## Your instructions
Return the whole listing, line for line, without the pictures in it.

## Recorded data
______
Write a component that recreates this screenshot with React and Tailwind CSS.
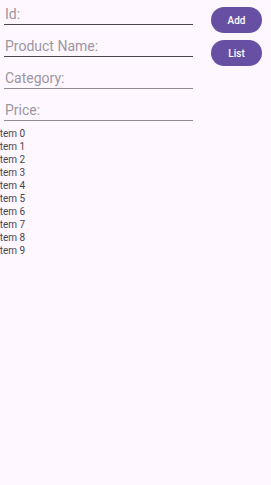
export default function App() {
  const fields = [
    { label: 'Id:', h: 'h-[25px]', line: 'border-[#4a4550]' },
    { label: 'Product Name:', h: 'h-[32px]', line: 'border-[#4a4550]' },
    { label: 'Category:', h: 'h-[32px]', line: 'border-[#8e8b92]' },
    { label: 'Price:', h: 'h-[32px]', line: 'border-[#8e8b92]' },
  ]
  const items = Array.from({ length: 10 }, (_, i) => `Item ${i}`)

  return (
    <div className="min-h-screen w-full bg-[#fef7ff] overflow-hidden" style={{ fontFamily: 'Roboto, "Noto Sans", sans-serif' }}>
      <div className="flex">
        <div className="w-[189px] ml-[4px] flex flex-col">
          {fields.map((f) => (
            <div key={f.label} className={`${f.h} flex items-end border-b ${f.line} pb-[2px]`}>
              <span className="text-[14px] leading-4 text-[#9c96a1] pl-[1px]">{f.label}</span>
            </div>
          ))}
        </div>
        <div className="ml-auto mr-[9px] pt-[7px] flex flex-col gap-[7px]">
          <button className="w-[51px] h-[26px] rounded-full bg-[#6750a4] text-white text-[10px] font-medium">Add</button>
          <button className="w-[51px] h-[26px] rounded-full bg-[#6750a4] text-white text-[10px] font-medium">List</button>
        </div>
      </div>
      <div className="pt-[6px] ml-[-3px] flex flex-col">
        {items.map((t) => (
          <div key={t} className="text-[10px] leading-[13px] text-[#49454f]">{t}</div>
        ))}
      </div>
    </div>
  )
}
______
## Answer below
Write a component that recreates this screenshot with React and Tailwind CSS.
export default function App() {
  const fields = [
    { label: 'Id:', h: 'h-[25px]', line: 'border-[#4a4550]' },
    { label: 'Product Name:', h: 'h-[32px]', line: 'border-[#4a4550]' },
    { label: 'Category:', h: 'h-[32px]', line: 'border-[#8e8b92]' },
    { label: 'Price:', h: 'h-[32px]', line: 'border-[#8e8b92]' },
  ]
  const items = Array.from({ length: 10 }, (_, i) => `Item ${i}`)

  return (
    <div className="min-h-screen w-full bg-[#fef7ff] overflow-hidden" style={{ fontFamily: 'Roboto, "Noto Sans", sans-serif' }}>
      <div className="flex">
        <div className="w-[189px] ml-[4px] flex flex-col">
          {fields.map((f) => (
            <div key={f.label} className={`${f.h} flex items-end border-b ${f.line} pb-[2px]`}>
              <span className="text-[14px] leading-4 text-[#9c96a1] pl-[1px]">{f.label}</span>
            </div>
          ))}
        </div>
        <div className="ml-auto mr-[9px] pt-[7px] flex flex-col gap-[7px]">
          <button className="w-[51px] h-[26px] rounded-full bg-[#6750a4] text-white text-[10px] font-medium">Add</button>
          <button className="w-[51px] h-[26px] rounded-full bg-[#6750a4] text-white text-[10px] font-medium">List</button>
        </div>
      </div>
      <div className="pt-[6px] ml-[-3px] flex flex-col">
        {items.map((t) => (
          <div key={t} className="text-[10px] leading-[13px] text-[#49454f]">{t}</div>
        ))}
      </div>
    </div>
  )
}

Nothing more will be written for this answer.